What you need to do
Transcribe word for word only the span whose first line is the one with "Emit a component" and whose last line is the one with "string; tagColor?: 'red'"; both of those lines belong to it.

Input rows
#####
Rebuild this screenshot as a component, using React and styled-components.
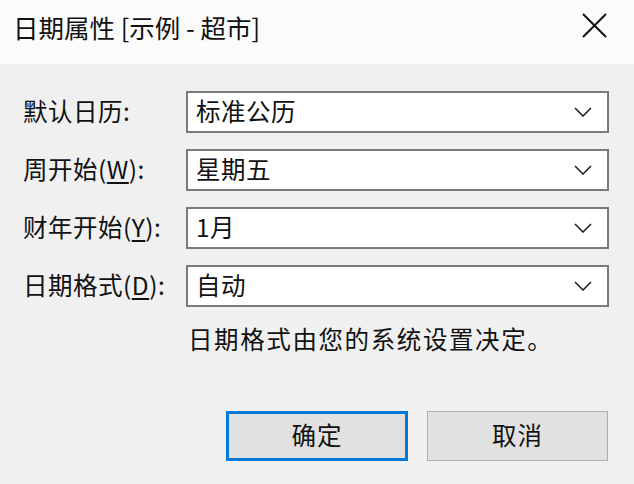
#####
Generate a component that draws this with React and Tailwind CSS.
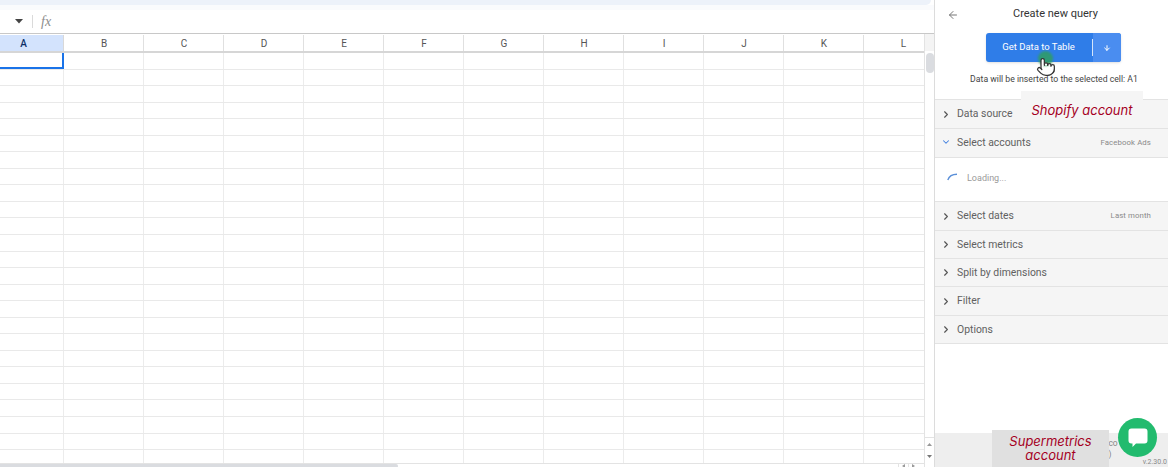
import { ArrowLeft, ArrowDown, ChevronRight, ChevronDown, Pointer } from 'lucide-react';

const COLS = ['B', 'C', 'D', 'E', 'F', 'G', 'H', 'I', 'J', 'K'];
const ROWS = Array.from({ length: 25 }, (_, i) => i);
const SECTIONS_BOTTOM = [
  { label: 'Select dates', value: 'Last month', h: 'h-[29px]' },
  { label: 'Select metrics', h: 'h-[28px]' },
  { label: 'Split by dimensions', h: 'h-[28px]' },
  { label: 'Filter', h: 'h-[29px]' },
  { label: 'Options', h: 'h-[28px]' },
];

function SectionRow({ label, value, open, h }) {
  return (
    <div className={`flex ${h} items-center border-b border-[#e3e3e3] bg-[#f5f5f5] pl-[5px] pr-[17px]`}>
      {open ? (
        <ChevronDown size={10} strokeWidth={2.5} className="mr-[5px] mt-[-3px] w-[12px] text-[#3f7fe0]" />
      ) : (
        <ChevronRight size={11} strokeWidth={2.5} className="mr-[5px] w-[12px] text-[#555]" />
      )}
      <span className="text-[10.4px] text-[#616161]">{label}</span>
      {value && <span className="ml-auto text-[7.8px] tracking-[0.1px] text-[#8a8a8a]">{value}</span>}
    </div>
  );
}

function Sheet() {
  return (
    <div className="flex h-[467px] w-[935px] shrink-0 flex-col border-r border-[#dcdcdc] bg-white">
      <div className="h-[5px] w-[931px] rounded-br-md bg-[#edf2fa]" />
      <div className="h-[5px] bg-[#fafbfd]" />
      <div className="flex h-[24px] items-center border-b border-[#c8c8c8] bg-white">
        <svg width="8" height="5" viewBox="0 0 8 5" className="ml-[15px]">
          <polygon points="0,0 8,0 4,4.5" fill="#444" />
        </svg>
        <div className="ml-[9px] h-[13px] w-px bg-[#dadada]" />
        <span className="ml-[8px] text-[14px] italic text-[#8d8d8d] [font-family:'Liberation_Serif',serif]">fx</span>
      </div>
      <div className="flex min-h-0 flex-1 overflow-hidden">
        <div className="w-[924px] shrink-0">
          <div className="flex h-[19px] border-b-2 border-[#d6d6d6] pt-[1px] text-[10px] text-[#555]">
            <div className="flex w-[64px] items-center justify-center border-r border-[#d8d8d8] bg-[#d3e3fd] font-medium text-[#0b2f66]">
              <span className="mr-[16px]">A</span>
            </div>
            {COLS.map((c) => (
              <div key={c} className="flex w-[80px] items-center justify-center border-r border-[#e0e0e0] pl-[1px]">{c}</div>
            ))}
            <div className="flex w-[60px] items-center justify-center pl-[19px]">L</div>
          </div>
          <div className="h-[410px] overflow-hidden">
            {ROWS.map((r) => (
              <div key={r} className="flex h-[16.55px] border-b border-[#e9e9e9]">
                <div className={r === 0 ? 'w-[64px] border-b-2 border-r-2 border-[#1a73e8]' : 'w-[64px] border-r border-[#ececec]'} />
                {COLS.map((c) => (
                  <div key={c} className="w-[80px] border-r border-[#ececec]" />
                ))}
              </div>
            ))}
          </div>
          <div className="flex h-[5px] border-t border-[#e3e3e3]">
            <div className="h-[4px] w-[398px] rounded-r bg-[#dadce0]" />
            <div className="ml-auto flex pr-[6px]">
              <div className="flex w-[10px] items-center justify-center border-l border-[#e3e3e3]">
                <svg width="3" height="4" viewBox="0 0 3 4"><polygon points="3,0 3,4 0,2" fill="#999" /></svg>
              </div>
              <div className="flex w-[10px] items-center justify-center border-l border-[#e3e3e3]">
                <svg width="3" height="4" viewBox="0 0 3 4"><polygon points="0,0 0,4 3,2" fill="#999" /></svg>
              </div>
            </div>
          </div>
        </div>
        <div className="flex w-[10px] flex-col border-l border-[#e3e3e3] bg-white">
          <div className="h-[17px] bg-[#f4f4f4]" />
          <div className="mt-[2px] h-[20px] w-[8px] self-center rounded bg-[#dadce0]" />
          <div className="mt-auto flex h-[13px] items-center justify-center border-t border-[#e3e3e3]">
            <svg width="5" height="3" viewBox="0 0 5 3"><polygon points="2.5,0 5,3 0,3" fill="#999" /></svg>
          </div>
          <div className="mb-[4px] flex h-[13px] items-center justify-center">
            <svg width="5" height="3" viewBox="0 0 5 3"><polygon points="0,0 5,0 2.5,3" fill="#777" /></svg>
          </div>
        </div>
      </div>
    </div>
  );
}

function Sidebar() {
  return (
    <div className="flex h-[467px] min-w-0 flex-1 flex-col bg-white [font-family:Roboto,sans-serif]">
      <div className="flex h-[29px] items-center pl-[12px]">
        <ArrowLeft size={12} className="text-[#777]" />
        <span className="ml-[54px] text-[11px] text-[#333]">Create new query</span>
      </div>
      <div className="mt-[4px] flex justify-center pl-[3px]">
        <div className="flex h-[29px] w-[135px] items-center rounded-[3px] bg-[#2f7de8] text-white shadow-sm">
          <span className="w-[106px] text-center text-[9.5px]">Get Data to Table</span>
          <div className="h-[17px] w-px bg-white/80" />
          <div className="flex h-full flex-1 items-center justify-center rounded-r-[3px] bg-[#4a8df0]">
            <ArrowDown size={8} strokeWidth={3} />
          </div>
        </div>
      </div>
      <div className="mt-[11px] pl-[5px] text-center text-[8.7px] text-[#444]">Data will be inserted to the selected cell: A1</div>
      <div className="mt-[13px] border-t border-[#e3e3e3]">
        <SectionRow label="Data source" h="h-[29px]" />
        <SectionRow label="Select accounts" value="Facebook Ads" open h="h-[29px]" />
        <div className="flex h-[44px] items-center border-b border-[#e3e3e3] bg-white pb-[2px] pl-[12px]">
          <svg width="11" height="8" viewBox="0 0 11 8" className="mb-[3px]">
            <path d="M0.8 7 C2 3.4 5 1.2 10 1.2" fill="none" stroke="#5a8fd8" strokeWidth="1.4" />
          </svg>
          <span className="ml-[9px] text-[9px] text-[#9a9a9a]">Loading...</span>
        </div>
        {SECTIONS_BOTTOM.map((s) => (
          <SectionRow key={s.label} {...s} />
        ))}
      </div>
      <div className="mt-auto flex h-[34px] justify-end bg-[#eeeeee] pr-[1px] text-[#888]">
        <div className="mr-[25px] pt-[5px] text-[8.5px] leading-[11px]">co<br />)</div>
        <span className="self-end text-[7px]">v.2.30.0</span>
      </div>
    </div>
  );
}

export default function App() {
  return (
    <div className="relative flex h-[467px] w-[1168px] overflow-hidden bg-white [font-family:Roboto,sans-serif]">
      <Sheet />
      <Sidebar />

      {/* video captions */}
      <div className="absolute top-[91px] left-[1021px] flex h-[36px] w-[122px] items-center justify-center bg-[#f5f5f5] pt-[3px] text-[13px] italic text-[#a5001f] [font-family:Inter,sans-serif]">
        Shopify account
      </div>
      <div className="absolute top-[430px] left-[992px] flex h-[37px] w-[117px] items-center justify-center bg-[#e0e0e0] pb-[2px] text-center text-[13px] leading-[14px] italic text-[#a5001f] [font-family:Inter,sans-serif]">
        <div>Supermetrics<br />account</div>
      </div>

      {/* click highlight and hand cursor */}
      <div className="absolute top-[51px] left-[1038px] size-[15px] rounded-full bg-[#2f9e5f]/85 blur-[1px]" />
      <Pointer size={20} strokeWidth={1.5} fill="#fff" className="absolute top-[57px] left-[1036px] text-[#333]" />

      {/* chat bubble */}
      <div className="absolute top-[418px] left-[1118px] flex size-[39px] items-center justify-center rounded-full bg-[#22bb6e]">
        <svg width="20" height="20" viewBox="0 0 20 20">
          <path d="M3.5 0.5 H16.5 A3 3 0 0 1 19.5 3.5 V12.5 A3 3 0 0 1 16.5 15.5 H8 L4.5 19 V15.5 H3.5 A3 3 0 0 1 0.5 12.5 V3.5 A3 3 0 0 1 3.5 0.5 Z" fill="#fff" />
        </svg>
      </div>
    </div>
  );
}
#####
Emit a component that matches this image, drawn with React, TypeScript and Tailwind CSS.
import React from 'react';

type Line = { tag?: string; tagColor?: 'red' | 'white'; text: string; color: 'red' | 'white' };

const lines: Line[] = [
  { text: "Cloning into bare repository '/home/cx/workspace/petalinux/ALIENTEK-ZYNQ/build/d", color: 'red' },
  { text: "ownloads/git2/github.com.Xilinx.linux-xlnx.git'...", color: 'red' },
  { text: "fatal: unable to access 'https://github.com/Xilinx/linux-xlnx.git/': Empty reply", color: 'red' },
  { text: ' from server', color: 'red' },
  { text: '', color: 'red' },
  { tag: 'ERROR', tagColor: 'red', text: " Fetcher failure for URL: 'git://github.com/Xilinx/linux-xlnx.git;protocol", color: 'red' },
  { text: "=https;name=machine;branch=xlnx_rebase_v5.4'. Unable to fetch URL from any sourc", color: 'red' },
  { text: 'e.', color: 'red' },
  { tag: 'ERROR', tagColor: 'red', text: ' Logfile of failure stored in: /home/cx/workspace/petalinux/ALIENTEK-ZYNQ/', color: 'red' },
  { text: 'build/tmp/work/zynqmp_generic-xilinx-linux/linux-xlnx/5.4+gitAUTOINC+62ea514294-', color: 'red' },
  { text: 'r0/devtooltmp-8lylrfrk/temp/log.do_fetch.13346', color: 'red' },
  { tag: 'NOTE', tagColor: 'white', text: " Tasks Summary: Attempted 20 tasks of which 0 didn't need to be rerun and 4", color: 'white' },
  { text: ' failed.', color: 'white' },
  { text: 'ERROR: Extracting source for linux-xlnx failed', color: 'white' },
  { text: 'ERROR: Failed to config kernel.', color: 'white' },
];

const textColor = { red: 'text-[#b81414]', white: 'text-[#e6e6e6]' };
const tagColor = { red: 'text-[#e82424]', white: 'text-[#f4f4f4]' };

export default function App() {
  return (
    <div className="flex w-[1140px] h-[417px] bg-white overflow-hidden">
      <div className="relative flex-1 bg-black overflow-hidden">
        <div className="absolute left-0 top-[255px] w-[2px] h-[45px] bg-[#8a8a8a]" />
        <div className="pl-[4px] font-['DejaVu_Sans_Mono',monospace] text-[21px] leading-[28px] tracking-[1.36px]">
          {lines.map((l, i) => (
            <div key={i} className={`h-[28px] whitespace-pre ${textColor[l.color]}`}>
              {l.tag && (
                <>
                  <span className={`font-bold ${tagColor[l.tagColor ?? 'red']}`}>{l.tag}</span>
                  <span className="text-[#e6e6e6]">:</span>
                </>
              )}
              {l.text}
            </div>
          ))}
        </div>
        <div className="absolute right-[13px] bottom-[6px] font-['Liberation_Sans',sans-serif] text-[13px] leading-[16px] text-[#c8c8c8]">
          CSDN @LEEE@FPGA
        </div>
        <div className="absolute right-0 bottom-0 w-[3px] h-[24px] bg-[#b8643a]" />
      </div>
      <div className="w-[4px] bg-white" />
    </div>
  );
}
#####
Solution
Emit a component that matches this image, drawn with React, TypeScript and Tailwind CSS.
import React from 'react';

type Line = { tag?: string; tagColor?: 'red' | 'white'; text: string; color: 'red' | 'white' };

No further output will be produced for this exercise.